As I set out in my new book Marx, in Chapter 15, writes,
“If it be said that 100 millions of people would be required in England to spin with the old spinning-wheel the cotton that is now spun with mules by 500,000 people, this does not mean that the mules took the place of those millions who never existed. It means only this, that many millions of workpeople would be required to replace the spinning machinery. If, on the other hand, we say, that in England the power-loom threw 800,000 weavers on the streets, we do not refer to existing machinery, that would have to be replaced by a definite number of workpeople, but to a number of weavers in existence who were actually replaced or displaced by the looms.”
As he makes clear here, there are two aspects to the role of the machine. On the one hand, a machine may be introduced which actually replaces existing workers, who are thereby made redundant. On the other hand, a machine may be introduced, which does the work that x number of workers would have previously been required to undertake, but this does not at all mean that this number of workers are thereby made redundant, if they were not so employed in the first place.
Suppose, for example, it would take 500 workers, using hand tools and horses, to excavate a canal. The cost of employing these workers, for this task, might make it too costly to undertake. However, if a steam powered excavator is introduced, it may be able to undertake this work at a fraction of the cost. It then becomes possible to dig the canal, and in addition to the excavator driver, workers are now employed in other activities such as building locks, canal barges, and so on, who otherwise would not have been employed.

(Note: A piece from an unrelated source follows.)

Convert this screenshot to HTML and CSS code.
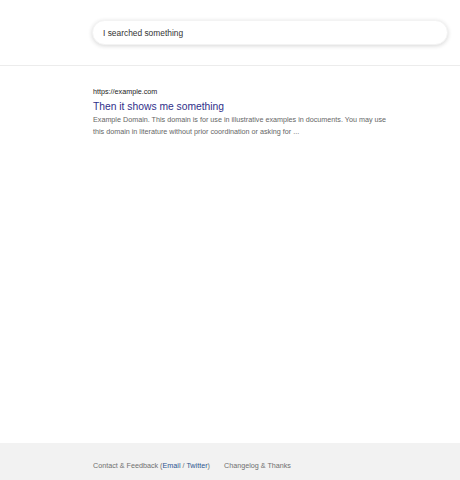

Although, therefore, the machine theoretically replaced labour, in practice, it led to more workers being employed. Marx gives a similar set of examples in Capital I, of the range of jobs that were created in the 19th century, as capital expanded rapidly, for example, in building railways, roads, canals, ports and so on. And, even where capital replaces existing labour, the additional profits it creates by higher productivity, enable such an expansion of capital that employment can increase above what it was previously.
“This first period, during which machinery conquers its field of action, is of decisive importance owing to the extraordinary profits that it helps to produce. These profits not only form a source of accelerated accumulation, but also attract into the favoured sphere of production a large part of the additional social capital that is being constantly created, and is ever on the look-out for new investments. The special advantages of this first period of fast and furious activity are felt in every branch of production that machinery invades. So soon, however, as the factory system has gained a certain breadth of footing and a definite degree of maturity, and, especially, so soon as its technical basis, machinery, is itself produced by machinery; so soon as coal mining and iron mining, the metal industries, and the means of transport have been revolutionised; so soon, in short, as the general conditions requisite for production by the modern industrial system have been established, this mode of production acquires an elasticity, a capacity for sudden extension by leaps and bounds that finds no hindrance except in the supply of raw material and in the disposal of the produce.”